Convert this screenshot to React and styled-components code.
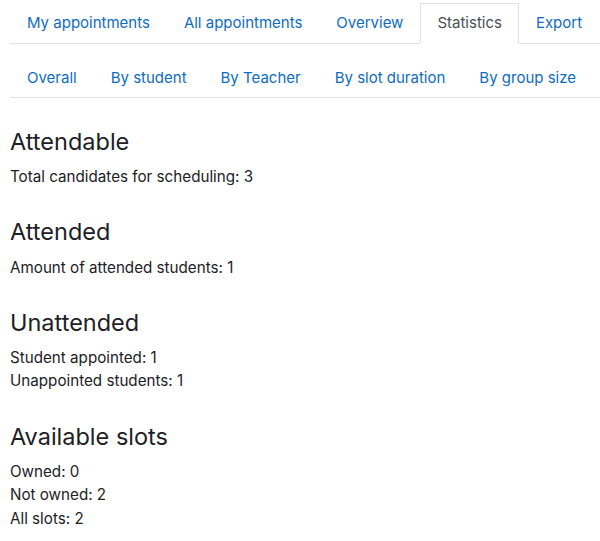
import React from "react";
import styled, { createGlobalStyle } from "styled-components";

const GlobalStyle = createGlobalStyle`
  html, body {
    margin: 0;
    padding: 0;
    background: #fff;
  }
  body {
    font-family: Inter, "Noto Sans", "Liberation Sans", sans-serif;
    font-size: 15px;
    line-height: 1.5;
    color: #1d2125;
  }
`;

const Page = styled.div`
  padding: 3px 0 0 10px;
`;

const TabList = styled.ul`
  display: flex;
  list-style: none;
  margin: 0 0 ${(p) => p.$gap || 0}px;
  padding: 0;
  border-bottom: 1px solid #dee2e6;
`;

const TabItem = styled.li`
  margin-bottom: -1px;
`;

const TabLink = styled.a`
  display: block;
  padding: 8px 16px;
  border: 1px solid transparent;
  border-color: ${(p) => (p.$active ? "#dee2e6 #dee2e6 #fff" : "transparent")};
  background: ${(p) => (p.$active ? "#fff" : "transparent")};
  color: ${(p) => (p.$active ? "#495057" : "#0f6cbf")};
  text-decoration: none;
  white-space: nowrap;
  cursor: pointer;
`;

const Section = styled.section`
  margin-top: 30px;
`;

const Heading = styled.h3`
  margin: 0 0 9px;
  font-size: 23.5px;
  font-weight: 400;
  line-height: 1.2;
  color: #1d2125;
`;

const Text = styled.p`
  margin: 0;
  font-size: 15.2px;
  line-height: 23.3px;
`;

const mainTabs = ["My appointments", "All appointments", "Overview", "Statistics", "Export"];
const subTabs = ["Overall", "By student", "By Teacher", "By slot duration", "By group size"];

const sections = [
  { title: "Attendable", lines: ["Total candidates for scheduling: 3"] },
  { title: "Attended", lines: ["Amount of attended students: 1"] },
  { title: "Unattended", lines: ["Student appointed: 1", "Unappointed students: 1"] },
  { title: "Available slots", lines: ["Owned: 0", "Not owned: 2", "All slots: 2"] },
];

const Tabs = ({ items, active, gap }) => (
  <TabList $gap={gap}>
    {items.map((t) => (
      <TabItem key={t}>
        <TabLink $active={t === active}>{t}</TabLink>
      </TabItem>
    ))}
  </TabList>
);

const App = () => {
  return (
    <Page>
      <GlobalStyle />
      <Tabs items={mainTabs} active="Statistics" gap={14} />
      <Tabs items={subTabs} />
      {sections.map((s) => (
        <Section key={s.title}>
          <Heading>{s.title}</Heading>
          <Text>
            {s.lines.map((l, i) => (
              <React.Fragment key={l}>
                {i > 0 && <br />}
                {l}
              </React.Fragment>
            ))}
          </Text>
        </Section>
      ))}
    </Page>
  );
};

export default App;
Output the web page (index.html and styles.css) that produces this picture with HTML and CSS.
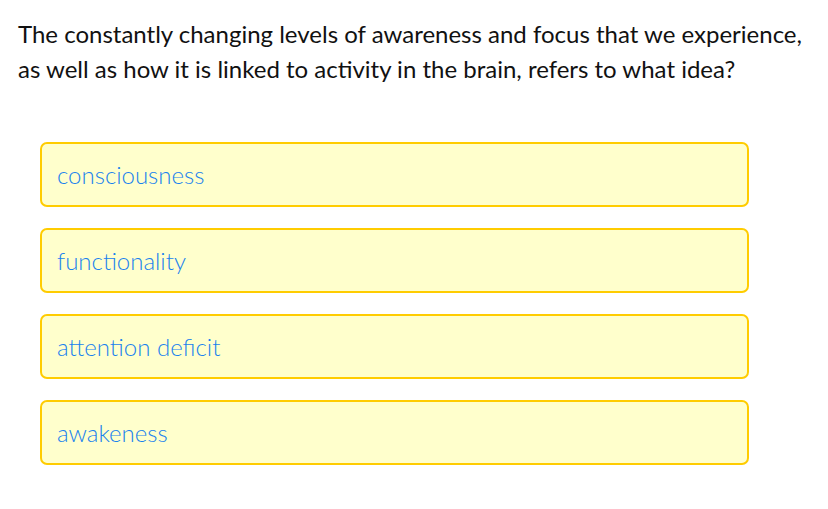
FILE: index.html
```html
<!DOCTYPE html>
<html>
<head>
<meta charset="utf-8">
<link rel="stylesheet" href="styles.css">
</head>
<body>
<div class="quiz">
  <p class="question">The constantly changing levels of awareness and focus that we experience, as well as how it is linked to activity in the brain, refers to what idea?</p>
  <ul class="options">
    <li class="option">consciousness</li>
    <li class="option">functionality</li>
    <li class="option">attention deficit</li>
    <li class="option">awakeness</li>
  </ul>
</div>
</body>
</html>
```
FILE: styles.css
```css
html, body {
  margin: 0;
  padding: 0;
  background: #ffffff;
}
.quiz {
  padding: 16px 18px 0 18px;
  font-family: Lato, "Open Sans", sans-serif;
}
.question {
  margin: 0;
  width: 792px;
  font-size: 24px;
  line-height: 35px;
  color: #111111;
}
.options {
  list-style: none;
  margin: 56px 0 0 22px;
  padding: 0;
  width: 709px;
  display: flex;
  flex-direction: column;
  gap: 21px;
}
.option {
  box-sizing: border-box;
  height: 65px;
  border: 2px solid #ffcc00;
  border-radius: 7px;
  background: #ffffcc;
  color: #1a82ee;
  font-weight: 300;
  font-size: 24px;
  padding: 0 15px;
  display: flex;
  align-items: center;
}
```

* TASK GOAL *
Please copy exactly the lines from the one containing "Output the web" through the last line of the records above, both included, and leave out any pictures.

* SOLUTION *
Output the web page (index.html and styles.css) that produces this picture with HTML and CSS.
FILE: index.html
```html
<!DOCTYPE html>
<html>
<head>
<meta charset="utf-8">
<link rel="stylesheet" href="styles.css">
</head>
<body>
<div class="quiz">
  <p class="question">The constantly changing levels of awareness and focus that we experience, as well as how it is linked to activity in the brain, refers to what idea?</p>
  <ul class="options">
    <li class="option">consciousness</li>
    <li class="option">functionality</li>
    <li class="option">attention deficit</li>
    <li class="option">awakeness</li>
  </ul>
</div>
</body>
</html>
```
FILE: styles.css
```css
html, body {
  margin: 0;
  padding: 0;
  background: #ffffff;
}
.quiz {
  padding: 16px 18px 0 18px;
  font-family: Lato, "Open Sans", sans-serif;
}
.question {
  margin: 0;
  width: 792px;
  font-size: 24px;
  line-height: 35px;
  color: #111111;
}
.options {
  list-style: none;
  margin: 56px 0 0 22px;
  padding: 0;
  width: 709px;
  display: flex;
  flex-direction: column;
  gap: 21px;
}
.option {
  box-sizing: border-box;
  height: 65px;
  border: 2px solid #ffcc00;
  border-radius: 7px;
  background: #ffffcc;
  color: #1a82ee;
  font-weight: 300;
  font-size: 24px;
  padding: 0 15px;
  display: flex;
  align-items: center;
}
```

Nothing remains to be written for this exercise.